Is Planning Bad?
Look here, you people who say, “Today or tomorrow we are going to a certain town and will stay there a year. We will do business there and make a profit.” How do you know what will happen tomorrow? For your life is like the morning fog — it’s here a little while, then it’s gone. What you ought to say is, “If the Lord wants us to, we will live and do this or that.” Otherwise you will be boasting about your own plans, and all such boasting is evil. (James 5:13-15)
Is the Biblical principle to not make plans?
No. We can see in other places that it is not. So we will spend several days exploring and crystallizing our plans and how to make God a part of them.
There are two aspects of those passage. First it asks: “How do you know what will happen tomorrow? It’s here a little while, then it’s gone.”
When you come up with your plans, that should be one of the first aspects to think about it. Yes, 10 and 20 year plans are good and give vision, but many people make plans that put off living richly right now.
I know I have. You make sacrifices of time and people and enjoyment here on earth.
Second principal in this passage is that making plans all on ou own is boasting, and “all such boasting is evil.”
The planning process should be a partnering with God. Wouldn’t you like your plans to be done in concert with God, a case where you can humbly say, “If the Lord wants us to?”
I have had known people who never commit to any action and all their prayers are, “If the Lord wants us to, then….” or simply waiting to hear what God wants them to do.

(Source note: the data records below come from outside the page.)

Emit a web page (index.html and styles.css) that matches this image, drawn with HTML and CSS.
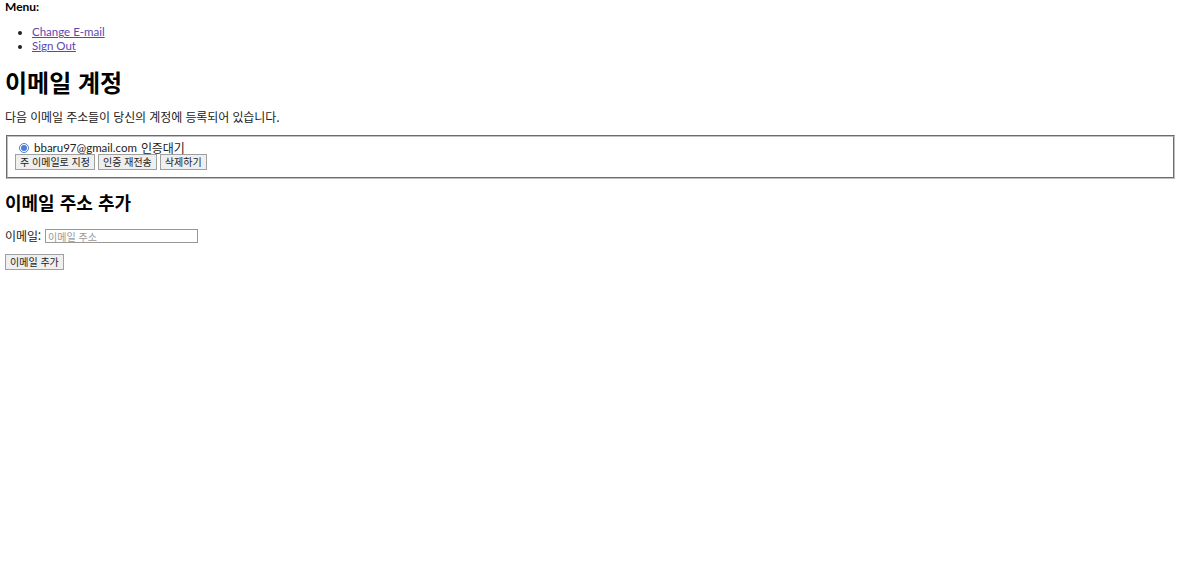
FILE: index.html
```html
<!DOCTYPE html>
<html lang="ko">
<head>
  <meta charset="UTF-8" />
  <title>이메일 계정</title>
  <link rel="stylesheet" href="styles.css">
</head>
<body>
  <div class="menu">
    <strong>Menu:</strong>
    <ul>
      <li><a href="#">Change E-mail</a></li>
      <li><a href="#">Sign Out</a></li>
    </ul>
  </div>

  <h1>이메일 계정</h1>
  <p class="ko">다음 이메일 주소들이 당신의 계정에 등록되어 있습니다.</p>

  <form class="email-list">
    <fieldset>
      <div class="email-row">
        <label><input type="radio" name="email" checked /> bbaru97@gmail.com</label>
        <span class="ko">인증대기</span>
      </div>
      <div class="actions">
        <button type="button">주 이메일로 지정</button>
        <button type="button">인증 재전송</button>
        <button type="button">삭제하기</button>
      </div>
    </fieldset>
  </form>

  <h2>이메일 주소 추가</h2>
  <form class="add-email">
    <p><label class="ko" for="id_email">이메일:</label> <input type="email" id="id_email" placeholder="이메일 주소" /></p>
    <button type="button">이메일 추가</button>
  </form>
</body>
</html>
```

FILE: styles.css
```css
body {
  margin: 0 7px 0 4px;
  font-family: Lato, "Noto Sans CJK KR", sans-serif;
  font-size: 11.5px;
  line-height: 14px;
  color: #222;
  background: #fff;
}
.ko {
  font-family: "Noto Sans CJK KR", sans-serif;
  font-size: 12px;
  letter-spacing: -0.1px;
}
.menu strong {
  display: block;
  padding-left: 1px;
  font-size: 12px;
  color: #000;
}
.menu ul {
  margin: 11px 0 0;
  padding-left: 28px;
}
a {
  color: #5e46b0;
}
h1 {
  margin: 14px 0 0 1px;
  font-family: "Noto Sans CJK KR", sans-serif;
  font-size: 24px;
  line-height: 30px;
  color: #000;
}
p {
  margin: 0;
}
h1 + p {
  margin: 13px 0 0 1px;
}
.email-list {
  margin-top: 11px;
}
fieldset {
  margin: 0 2px;
  padding: 4px 7px 7px;
  border: 2px groove #c0c0c0;
}
.email-row {
  display: flex;
  align-items: center;
  gap: 4px;
  height: 13px;
}
.email-row label {
  display: inline-flex;
  align-items: center;
  gap: 5px;
  padding-left: 4px;
}
.email-row input {
  margin: 0;
  width: 10px;
  height: 10px;
  accent-color: #4a7fd6;
}
.actions {
  display: flex;
  gap: 3px;
}
button {
  height: 16px;
  font-family: "Noto Sans CJK KR", sans-serif;
  font-size: 10px;
  line-height: 12px;
  padding: 0 4px;
  border: 1px solid #a0a0a0;
  border-radius: 0;
  background: #efefef;
  color: #222;
}
h2 {
  margin: 11px 0 0 1px;
  font-family: "Noto Sans CJK KR", sans-serif;
  font-size: 18px;
  line-height: 24px;
  color: #000;
}
.add-email p {
  margin: 15px 0 0 1px;
  display: flex;
  align-items: center;
  gap: 4px;
}
.add-email input {
  box-sizing: border-box;
  width: 153px;
  height: 14px;
  margin: 0;
  padding: 0 2px;
  font-family: "Noto Sans CJK KR", sans-serif;
  font-size: 10px;
  border: 1px solid #999;
}
.add-email input::placeholder {
  color: #999;
}
.add-email button {
  margin-top: 11px;
  margin-left: 1px;
}
```
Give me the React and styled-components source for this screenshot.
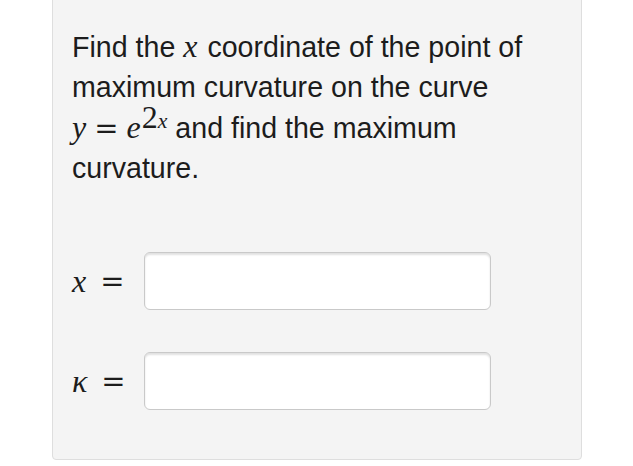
import React from "react";
import styled, { createGlobalStyle } from "styled-components";

const Global = createGlobalStyle`
	body {
		margin: 0;
		background: #fff;
		font-family: "Liberation Sans", Arial, sans-serif;
	}
`;

const Page = styled.div`
	padding: 0 51px 0 52px;
`;

const Card = styled.div`
	margin-top: -6px;
	background: #f4f4f4;
	border: 1px solid #dedede;
	border-radius: 4px;
	padding: 31px 19px 49px 19px;
	width: 490px;
`;

const Prompt = styled.p`
	margin: 0;
	font-size: 28.6px;
	line-height: 40px;
	color: #1c1c1c;
`;

const M = styled.span`
	font-family: "Liberation Serif", "Times New Roman", serif;
	font-style: ${({ upright }) => (upright ? "normal" : "italic")};
	font-size: 32px;
	margin-right: ${({ tail = 0 }) => tail}px;
`;

const Sup = styled.sup`
	font-size: 0.68em;
	line-height: 0;
	vertical-align: 0.48em;
	margin-left: 1px;
`;

const Eq = styled.span`
	font-family: "DejaVu Serif", "Liberation Serif", serif;
	font-size: 29px;
	margin: 0 ${({ gap }) => gap}px;
`;

const Answers = styled.div`
	margin-top: 64px;
	display: flex;
	flex-direction: column;
	gap: 42px;
`;

const Row = styled.div`
	display: flex;
	align-items: center;
`;

const Label = styled.div`
	width: 72px;
	display: flex;
	align-items: center;
	color: #1c1c1c;
`;

const Field = styled.input`
	box-sizing: border-box;
	width: 347px;
	height: 58px;
	border: 1px solid #c9c9c9;
	border-radius: 6px;
	background: #fff;
	box-shadow: inset 0 2px 2px rgba(0, 0, 0, 0.12);
	outline: none;
	font-size: 22px;
	padding: 0 10px;
`;

export default function App() {
	return (
		<Page>
			<Global />
			<Card>
				<Prompt>
					Find the <M tail={2}>x</M> coordinate of the point of maximum
					curvature on the curve{" "}
					<M>y</M>
					<Eq gap={8}>=</Eq>
					<M>
						e
						<Sup>
							<M upright>2</M>x
						</Sup>
					</M>{" "}
					and find the maximum curvature.
				</Prompt>
				<Answers>
					<Row>
						<Label>
							<M>x</M>
							<Eq gap={14}>=</Eq>
						</Label>
						<Field type="text" />
					</Row>
					<Row>
						<Label>
							<M>κ</M>
							<Eq gap={14}>=</Eq>
						</Label>
						<Field type="text" />
					</Row>
				</Answers>
			</Card>
		</Page>
	);
}
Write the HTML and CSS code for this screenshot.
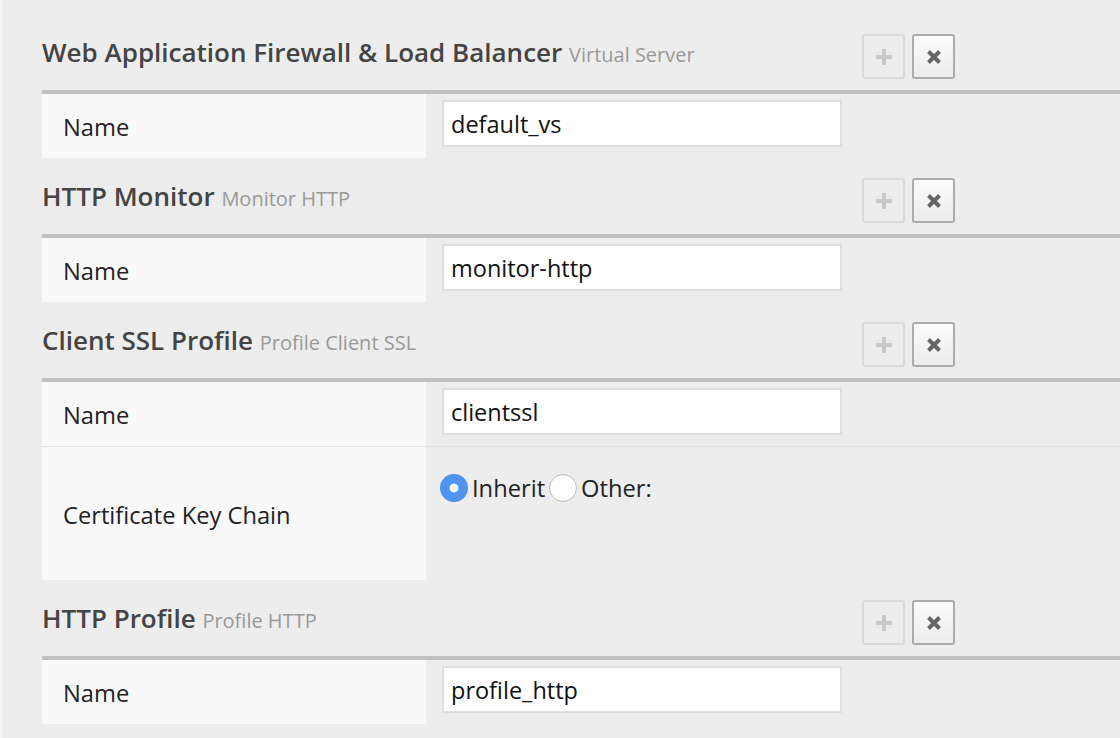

As we will explore later, that’s not a Biblical principal. Active planning in partnership with God, however, is.
Action
What, in your life, is important and achievable right now? Imagine your life is just a morning fog, temporary, and that you don’t know what will bring tomorrow. What is a plan that you can begin now that will bring life into the present moment?
How have you partnered with God? Or how have you excluded him from these plans?
Prayer
Write our a personal prayer to God in which you, in your own words, seek God’s will in the plan and invite him into a partnership into what your plans should be.